Front-end source files:
** BEGIN **

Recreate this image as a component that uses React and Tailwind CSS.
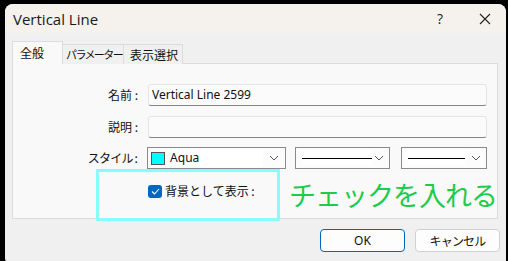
import React from "react";

function Chevron() {
  return (
    <svg width="10" height="6" viewBox="0 0 10 6" className="shrink-0">
      <path d="M1 1 L5 5 L9 1" fill="none" stroke="#555" strokeWidth="1" />
    </svg>
  );
}

export default function App() {
  return (
    <div className="w-[508px] h-[261px] bg-black relative overflow-hidden whitespace-nowrap font-['Noto_Sans','Noto_Sans_CJK_JP',sans-serif]">
      <div className="absolute left-[5px] top-[4px] w-[501px] h-[260px] bg-[#f0f0f0] rounded-t-[8px] rounded-bl-[6px] flex flex-col overflow-hidden">
        {/* title bar */}
        <div className="h-[29px] bg-[#f5f1ec] flex items-center pl-[8px] shrink-0">
          <span className="text-[15px] font-normal text-[#1a1a1a] leading-none mt-[1px] font-['Open_Sans','Noto_Sans',sans-serif]">Vertical Line</span>
          <span className="ml-auto text-[14px] text-[#222] leading-none mr-[36px] font-['Open_Sans',sans-serif]">?</span>
          <svg width="12" height="12" viewBox="0 0 12 12" className="mr-[15px]">
            <path d="M1 1 L11 11 M11 1 L1 11" stroke="#222" strokeWidth="1.1" />
          </svg>
        </div>
        {/* tabs */}
        <div className="pl-[7px] pr-[8px] pt-[9px] flex flex-col">
          <div className="flex items-end h-[22px] relative z-10">
            <div className="w-[51px] h-[23px] bg-[#f9f9f9] border border-[#dcdcdc] border-b-0 text-[12px] text-[#111] flex items-start pl-[7px] pt-[2px] font-['Noto_Sans_CJK_JP',sans-serif]">全般</div>
            <div className="w-[61px] h-[20px] bg-[#f0f0f0] border border-[#dcdcdc] border-l-0 border-b-0 text-[11px] text-[#111] flex items-center pl-[3px] tracking-[-1.6px] overflow-hidden font-['Noto_Sans_CJK_JP',sans-serif]">パラメーター</div>
            <div className="w-[59px] h-[20px] bg-[#f0f0f0] border border-[#dcdcdc] border-l-0 border-b-0 text-[12px] text-[#111] flex items-center pl-[6px] font-['Noto_Sans_CJK_JP',sans-serif]">表示選択</div>
          </div>
          {/* panel */}
          <div className="h-[156px] bg-[#f9f9f9] border border-[#dcdcdc] -mt-[1px] flex flex-col pt-[20px] pr-[10px]">
            <div className="flex items-center h-[22px]">
              <div className="w-[126px] text-right text-[12px] text-[#111] pr-[1px] font-['Noto_Sans_CJK_JP',sans-serif]">名前 :</div>
              <div className="ml-[9px] flex-1 h-[22px] bg-[#fbfbfb] border border-[#e5e5e5] border-b-[#868686] rounded-[3px] text-[12px] text-[#111] flex items-center pl-[3px] font-['Noto_Sans',sans-serif]">Vertical Line 2599</div>
            </div>
            <div className="flex items-center h-[22px] mt-[10px]">
              <div className="w-[126px] text-right text-[12px] text-[#111] pr-[1px] font-['Noto_Sans_CJK_JP',sans-serif]">説明 :</div>
              <div className="ml-[9px] flex-1 h-[22px] bg-[#fbfbfb] border border-[#e5e5e5] border-b-[#868686] rounded-[3px]"></div>
            </div>
            <div className="flex items-center h-[22px] mt-[9px]">
              <div className="w-[126px] text-right text-[12px] text-[#111] pr-[1px] tracking-[-0.8px] font-['Noto_Sans_CJK_JP',sans-serif]">スタイル :</div>
              <div className="ml-[9px] w-[140px] h-[22px] bg-[#fcfcfc] border border-[#8a8a8a] flex items-center pl-[3px] pr-[6px]">
                <div className="w-[14px] h-[13px] bg-[#00ffff] border border-[#555]"></div>
                <div className="ml-[3px] w-[95px] h-[18px] bg-white text-[12px] text-[#111] flex items-center pl-[2px] font-['Noto_Sans',sans-serif]">Aqua</div>
                <div className="ml-auto"><Chevron /></div>
              </div>
              <div className="ml-[9px] w-[95px] h-[22px] bg-[#fcfcfc] border border-[#8a8a8a] flex items-center pl-[6px] pr-[5px]">
                <div className="w-[70px] h-[16px] bg-white flex items-center"><div className="w-full h-[1px] bg-black"></div></div>
                <div className="ml-auto"><Chevron /></div>
              </div>
              <div className="ml-[11px] w-[87px] h-[22px] bg-[#fcfcfc] border border-[#8a8a8a] flex items-center pl-[6px] pr-[5px]">
                <div className="w-[57px] h-[16px] bg-white flex items-center"><div className="w-full h-[1px] bg-black"></div></div>
                <div className="ml-auto"><Chevron /></div>
              </div>
            </div>
            <div className="flex items-center h-[14px] mt-[15px] pl-[135px]">
              <div className="w-[14px] h-[13px] bg-[#0067c0] rounded-[3px] flex items-center justify-center">
                <svg width="9" height="7" viewBox="0 0 9 7"><path d="M1 3.5 L3.5 6 L8 1" fill="none" stroke="white" strokeWidth="1.1" /></svg>
              </div>
              <span className="ml-[3px] text-[12px] text-[#111] font-['Noto_Sans_CJK_JP',sans-serif]">背景として表示 :</span>
            </div>
          </div>
        </div>
        {/* buttons */}
        <div className="flex justify-end gap-[10px] pr-[6px] mt-[10px]">
          <div className="w-[85px] h-[23px] bg-[#fdfdfd] border border-[#0067c0] rounded-[4px] text-[12px] text-[#111] flex items-center justify-center font-['Noto_Sans',sans-serif]">OK</div>
          <div className="w-[85px] h-[23px] bg-[#fdfdfd] border border-[#d0d0d0] rounded-[4px] text-[12px] text-[#111] flex items-center justify-center tracking-[-0.8px] font-['Noto_Sans_CJK_JP',sans-serif]">キャンセル</div>
        </div>
      </div>
      {/* annotation overlay */}
      <div className="absolute left-[96px] top-[169px] w-[184px] h-[52px] border-[3px] border-[#88fcf8]"></div>
      <div className="absolute left-[289px] top-[177px] text-[27px] leading-[36px] text-[#1ecb4c] tracking-[-1px] font-['Noto_Sans_CJK_JP',sans-serif]">チェックを入れる</div>
    </div>
  );
}
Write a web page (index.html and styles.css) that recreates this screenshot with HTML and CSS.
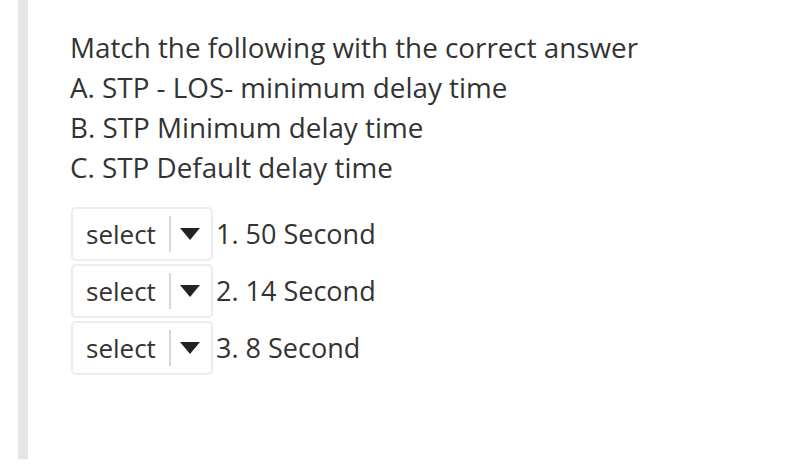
FILE: index.html
```html
<!DOCTYPE html>
<html lang="en">
<head>
  <meta charset="UTF-8" />
  <title>Match the following</title>
  <link rel="stylesheet" href="styles.css">
</head>
<body>
  <div class="question">
    <div class="prompt">
      <div>Match the following with the correct answer</div>
      <div>A. STP - LOS- minimum delay time</div>
      <div>B. STP Minimum delay time</div>
      <div>C. STP Default delay time</div>
    </div>
    <div class="answers">
      <div class="row">
        <div class="dropdown"><span class="value">select</span><span class="sep"></span><span class="caret"></span></div>
        <span class="option">1. 50 Second</span>
      </div>
      <div class="row">
        <div class="dropdown"><span class="value">select</span><span class="sep"></span><span class="caret"></span></div>
        <span class="option">2. 14 Second</span>
      </div>
      <div class="row">
        <div class="dropdown"><span class="value">select</span><span class="sep"></span><span class="caret"></span></div>
        <span class="option">3. 8 Second</span>
      </div>
    </div>
  </div>
</body>
</html>
```

FILE: styles.css
```css
body { margin: 0; background-color: #fff; font-family: "Open Sans", "Noto Sans", sans-serif; color: #333; }
.question { margin-left: 18px; border-left: 10px solid #e4e5e7; height: 432px; padding: 27px 0 0 42px; }
.prompt { font-size: 27.8px; line-height: 40px; }
.answers { margin-top: 20px; display: flex; flex-direction: column; gap: 3px; font-size: 26px; line-height: 40px; }
.row { display: flex; align-items: center; gap: 3px; }
.dropdown { box-sizing: border-box; width: 142px; height: 54px; margin-left: 1px; border: 2px solid #ececec; border-radius: 5px; display: flex; align-items: center; padding-left: 13px; }
.value { width: 70px; }
.sep { width: 2px; height: 36px; background-color: #d6d6d6; margin-left: 13px; }
.caret { width: 0; height: 0; margin-left: 9px; border-left: 10px solid transparent; border-right: 10px solid transparent; border-top: 12px solid #222; }
.option { font-size: 27px; }
```
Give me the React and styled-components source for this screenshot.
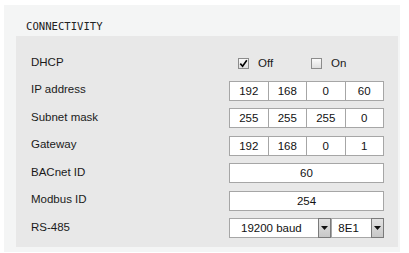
import React from "react";
import styled, { createGlobalStyle } from "styled-components";

const GlobalStyle = createGlobalStyle`
  html, body {
    margin: 0;
    padding: 0;
    background: #ffffff;
  }
  body {
    font-family: "Liberation Sans", Arial, sans-serif;
  }
`;

const App = () => {
  return (
    <>
      <GlobalStyle />
      <Panel>
        <Title>CONNECTIVITY</Title>
        <Box>
          <Row>
            <Label>DHCP</Label>
            <Choices>
              <Choice>
                <Check $checked>
                  <svg width="9" height="9" viewBox="0 0 9 9">
                    <path d="M1.3 4.6 L3.6 7.2 L7.8 1.2" fill="none" stroke="#000" strokeWidth="1.6" />
                  </svg>
                </Check>
                Off
              </Choice>
              <Choice>
                <Check />
                On
              </Choice>
            </Choices>
          </Row>

          <Row>
            <Label>IP address</Label>
            <Field>
              <Cell>192</Cell>
              <Cell>168</Cell>
              <Cell>0</Cell>
              <Cell>60</Cell>
            </Field>
          </Row>

          <Row>
            <Label>Subnet mask</Label>
            <Field>
              <Cell>255</Cell>
              <Cell>255</Cell>
              <Cell>255</Cell>
              <Cell>0</Cell>
            </Field>
          </Row>

          <Row>
            <Label>Gateway</Label>
            <Field>
              <Cell>192</Cell>
              <Cell>168</Cell>
              <Cell>0</Cell>
              <Cell>1</Cell>
            </Field>
          </Row>

          <Row>
            <Label>BACnet ID</Label>
            <Field>
              <Cell>60</Cell>
            </Field>
          </Row>

          <Row>
            <Label>Modbus ID</Label>
            <Field>
              <Cell>254</Cell>
            </Field>
          </Row>

          <Row>
            <Label>RS-485</Label>
            <Selects>
              <Select $width="103px">
                <SelectText $pad="11px">19200 baud</SelectText>
                <Arrow>
                  <svg width="7" height="4" viewBox="0 0 7 4">
                    <path d="M0 0 H7 L3.5 4 Z" fill="#111" />
                  </svg>
                </Arrow>
              </Select>
              <Select $width="53px">
                <SelectText $pad="6px">8E1</SelectText>
                <Arrow>
                  <svg width="7" height="4" viewBox="0 0 7 4">
                    <path d="M0 0 H7 L3.5 4 Z" fill="#111" />
                  </svg>
                </Arrow>
              </Select>
            </Selects>
          </Row>
        </Box>
      </Panel>
    </>
  );
};

export default App;

const Panel = styled.div`
  margin: 5px 9px 0 4px;
  width: 396px;
  height: 247px;
  box-sizing: border-box;
  background: #f4f5f5;
  padding: 0 0 0 12px;
`;

const Title = styled.div`
  height: 31px;
  box-sizing: border-box;
  padding: 15px 0 0 10px;
  font-family: "DejaVu Sans Mono", monospace;
  font-size: 10.6px;
  line-height: 12px;
  color: #222;
`;

const Box = styled.div`
  width: 382px;
  height: 211px;
  box-sizing: border-box;
  background: #e8e8e8;
  padding: 17px 14px 0 15px;
  display: flex;
  flex-direction: column;
  gap: 7.5px;
`;

const Row = styled.div`
  display: grid;
  grid-template-columns: 198px 155px;
  align-items: center;
  height: 20px;
`;

const Label = styled.div`
  font-size: 11.5px;
  line-height: 14px;
  color: #1a1a1a;
  margin-top: -3px;
`;

const Choices = styled.div`
  display: flex;
  align-items: center;
  padding-left: 9px;
`;

const Choice = styled.label`
  display: flex;
  align-items: center;
  gap: 9px;
  width: 80px;
  font-size: 11.5px;
  color: #1a1a1a;
`;

const Check = styled.span`
  width: 11px;
  height: 11px;
  box-sizing: border-box;
  border: 1px solid #8c8c8c;
  background: linear-gradient(#fafafa, #dedede);
  display: flex;
  align-items: center;
  justify-content: center;
`;

const Field = styled.div`
  display: flex;
  height: 20px;
  box-sizing: border-box;
  border: 1px solid #a6a6a6;
  background: #fff;
`;

const Cell = styled.div`
  flex: 1;
  text-align: center;
  font-size: 11.5px;
  line-height: 18px;
  color: #111;

  & + & {
    border-left: 1px solid #a6a6a6;
  }
`;

const Selects = styled.div`
  display: flex;
  height: 20px;
`;

const Select = styled.div`
  display: flex;
  width: ${(p) => p.$width};
  box-sizing: border-box;
  border: 1px solid #a6a6a6;
  background: #fff;
`;

const SelectText = styled.div`
  flex: 1;
  padding-left: ${(p) => p.$pad};
  font-size: 11.5px;
  line-height: 18px;
  color: #111;
`;

const Arrow = styled.div`
  width: 13px;
  box-sizing: border-box;
  border: 1px solid #7a7a7a;
  margin: -1px -1px -1px 0;
  height: 20px;
  background: linear-gradient(#e2e2e2, #c8c8c8);
  display: flex;
  align-items: center;
  justify-content: center;
`;
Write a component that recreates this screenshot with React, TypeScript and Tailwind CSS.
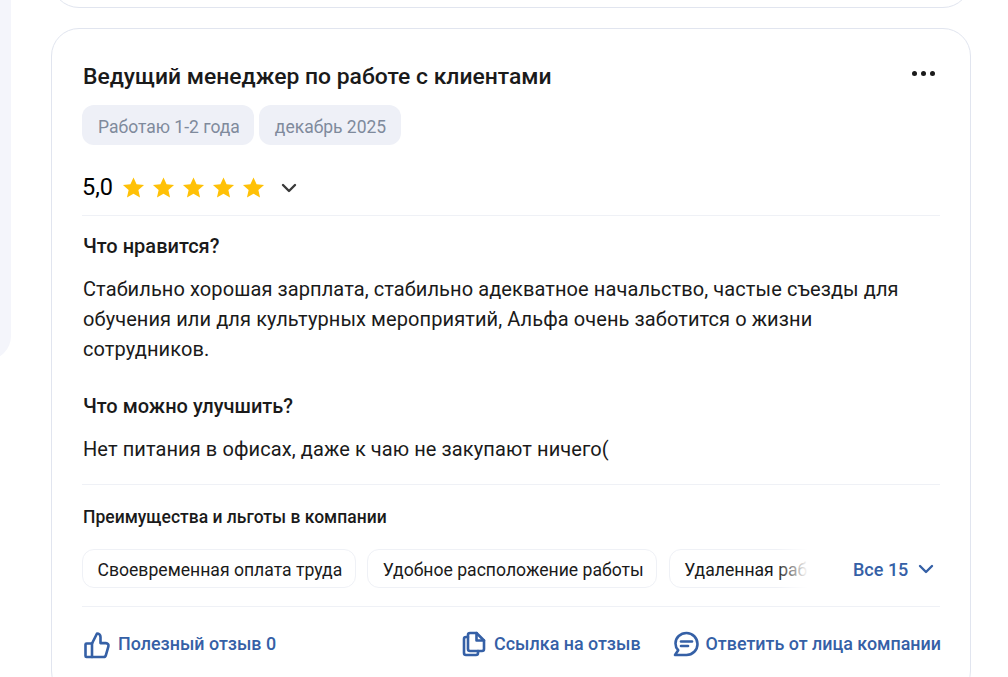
import { ChevronDown } from 'lucide-react';

const benefits = ['Своевременная оплата труда', 'Удобное расположение работы', 'Удаленная работа'];

function Star() {
  return (
    <svg width="23" height="23" viewBox="0 0 24 24" className="fill-[#ffc107]">
      <path d="M12 1.500l3.200 7.200 7.800.8-5.900 5.200 1.700 7.700L12 18.400l-6.800 4 1.700-7.700L1 9.500l7.800-.8z" />
    </svg>
  );
}

function ThumbIcon() {
  return (
    <svg width="28" height="28" viewBox="0 0 28 28" fill="none" className="stroke-[#3560a6]" strokeWidth="2.6" strokeLinejoin="round" strokeLinecap="round">
      <path d="M9 12.500H3.500a1 1 0 0 0-1 1V25a1 1 0 0 0 1 1H20.500a2.500 2.500 0 0 0 2.400-1.900l2.500-8.800a2.500 2.500 0 0 0-2.400-3.200H17.500V6a3.500 3.500 0 0 0-3.500-3.500L9 12.500z" />
      <path d="M9 12.500V26" />
    </svg>
  );
}

function CopyIcon() {
  return (
    <svg width="24" height="26" viewBox="0 0 24 26" fill="none" className="stroke-[#3560a6]" strokeWidth="2.6" strokeLinejoin="round" strokeLinecap="round">
      <path d="M8 2h6.500L22 9.500V18a2 2 0 0 1-2 2H8a2 2 0 0 1-2-2V4a2 2 0 0 1 2-2z" />
      <path d="M14.500 2v7.500H22" />
      <path d="M6 6H4a2 2 0 0 0-2 2v14a2 2 0 0 0 2 2h10a2 2 0 0 0 2-2v-2" />
    </svg>
  );
}

function ChatIcon() {
  return (
    <svg width="26" height="26" viewBox="0 0 26 26" fill="none" className="stroke-[#3560a6]" strokeWidth="2.6" strokeLinejoin="round" strokeLinecap="round">
      <path d="M13.500 2C7.400 2 2.500 6.600 2.500 12.400c0 2.600 1 5 2.700 6.800L2 24h11.500c6.100 0 11-4.900 11-11S19.600 2 13.500 2z" />
      <path d="M8 10.500h11" />
      <path d="M8 15h7" />
    </svg>
  );
}

export default function App() {
  return (
    <div className="flex h-[677px] w-[1008px] overflow-hidden bg-white font-['Roboto',sans-serif] text-[#1a1a1a]">
      <div className="-ml-6 h-[360px] w-[35px] shrink-0 rounded-br-3xl bg-[#f4f5fb]" />

      <div className="ml-10 w-[920px] shrink-0">
        <div className="-mt-10 h-12 rounded-b-[28px] border border-[#e1e5ef] bg-white" />

        <article className="mt-5 rounded-[28px] border border-[#e1e5ef] bg-white px-[30px] pt-[31px] pb-4">
          <div className="flex items-start justify-between">
            <h2 className="ml-px text-[22.900px] leading-[33px] font-medium">Ведущий менеджер по работе с клиентами</h2>
            <div className="mt-[11px] mr-[5px] flex gap-1">
              <span className="h-[5px] w-[5px] rounded-full bg-[#1a1a1a]" />
              <span className="h-[5px] w-[5px] rounded-full bg-[#1a1a1a]" />
              <span className="h-[5px] w-[5px] rounded-full bg-[#1a1a1a]" />
            </div>
          </div>

          <div className="mt-3 flex gap-[5px]">
            <span className="flex h-10 items-center rounded-xl bg-[#eef0f7] pt-1 pr-[14px] pl-4 text-[17.500px] text-[#7f8a9c]">Работаю 1-2 года</span>
            <span className="flex h-10 items-center rounded-xl bg-[#eef0f7] pt-1 pr-[15px] pl-4 text-[17.500px] text-[#7f8a9c]">декабрь 2025</span>
          </div>

          <div className="mt-[26px] flex h-[33px] items-center">
            <span className="text-[23.500px] leading-[33px] text-black">5,0</span>
            <div className="ml-[9px] flex gap-[7px]">
              <Star />
              <Star />
              <Star />
              <Star />
              <Star />
            </div>
            <ChevronDown className="ml-[12px] h-6 w-6 text-[#3a3a3a]" strokeWidth={2.4} />
          </div>

          <div className="mt-[11px] border-t border-[#eff1f6] pt-[17px] pl-px">
            <h3 className="text-[20px] leading-[27px] font-medium">Что нравится?</h3>
            <p className="mt-[14px] w-[840px] text-[20px] leading-[30px] tracking-[0.09px]">
              Стабильно хорошая зарплата, стабильно адекватное начальство, частые съезды для обучения или для культурных мероприятий, Альфа очень заботится о жизни сотрудников.
            </p>
            <h3 className="mt-[29px] text-[20px] leading-[27px] font-medium">Что можно улучшить?</h3>
            <p className="mt-[14px] text-[20px] leading-[30px] tracking-[0.09px]">Нет питания в офисах, даже к чаю не закупают ничего(</p>
          </div>

          <div className="mt-5 border-t border-[#eff1f6] pt-5">
            <h4 className="ml-px text-[17.500px] leading-6 font-medium">Преимущества и льготы в компании</h4>
            <div className="mt-5 flex items-center">
              <div className="relative flex w-[726px] gap-[11.500px] overflow-hidden">
                {benefits.map((item) => (
                  <span key={item} className="flex h-[39px] shrink-0 items-center rounded-xl border border-[#eff1f6] pt-1 pr-[12.500px] pl-[14.500px] text-[17.600px] whitespace-nowrap">
                    {item}
                  </span>
                ))}
                <div className="absolute top-0 right-0 h-full w-8 bg-gradient-to-r from-white/0 to-white" />
              </div>
              <span className="ml-[45px] pt-[2px] text-[18px] font-medium whitespace-nowrap text-[#3560a6]">Все 15</span>
              <ChevronDown className="ml-[6px] h-6 w-6 text-[#3560a6]" strokeWidth={2.4} />
            </div>
          </div>

          <div className="mt-[18px] flex h-[76px] items-center justify-between border-t border-[#eff1f6] text-[17.900px] font-medium text-[#3560a6]">
            <div className="ml-px flex items-center gap-[7px]">
              <ThumbIcon />
              <span>Полезный отзыв 0</span>
            </div>
            <div className="-mr-px flex items-center">
              <CopyIcon />
              <span className="ml-[8px]">Ссылка на отзыв</span>
              <span className="ml-[32px]"><ChatIcon /></span>
              <span className="ml-[7px]">Ответить от лица компании</span>
            </div>
          </div>
        </article>
      </div>
    </div>
  );
}
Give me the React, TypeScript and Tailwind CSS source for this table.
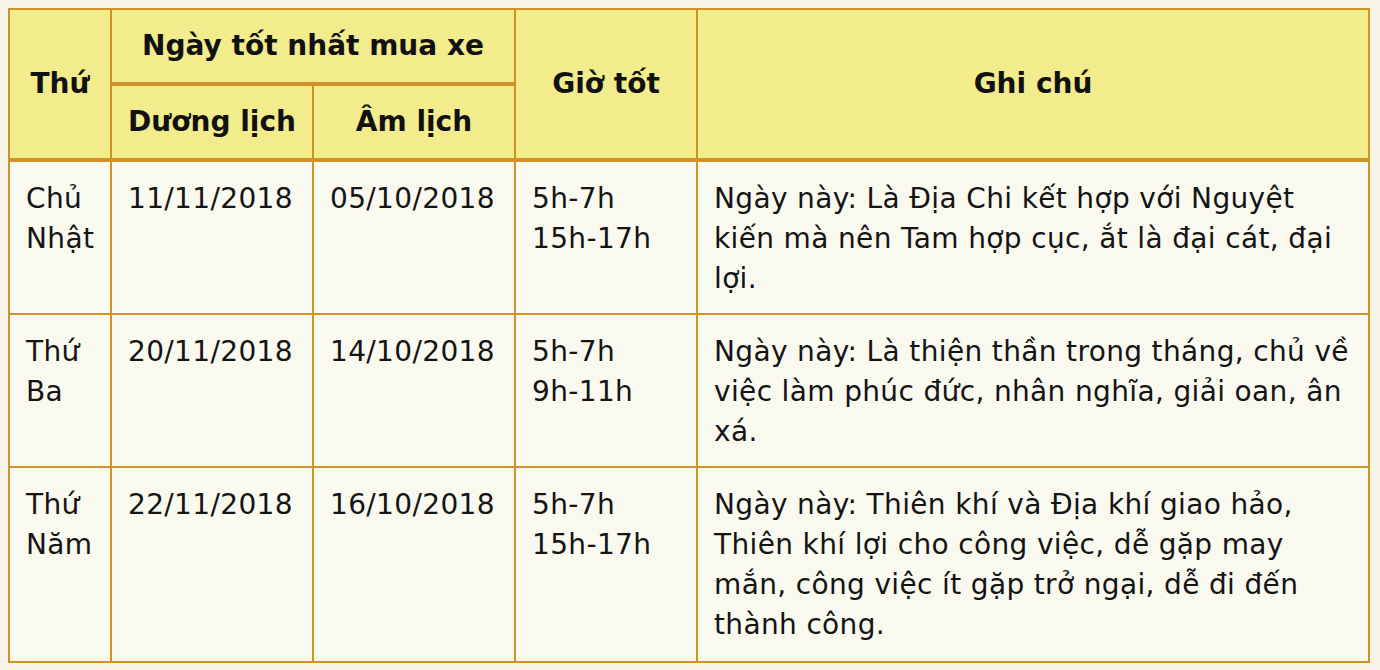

** END **

[Set problem]
Within the data above, count the lines that contain the string "screenshot"; the reply is the number alone.

[The response]
3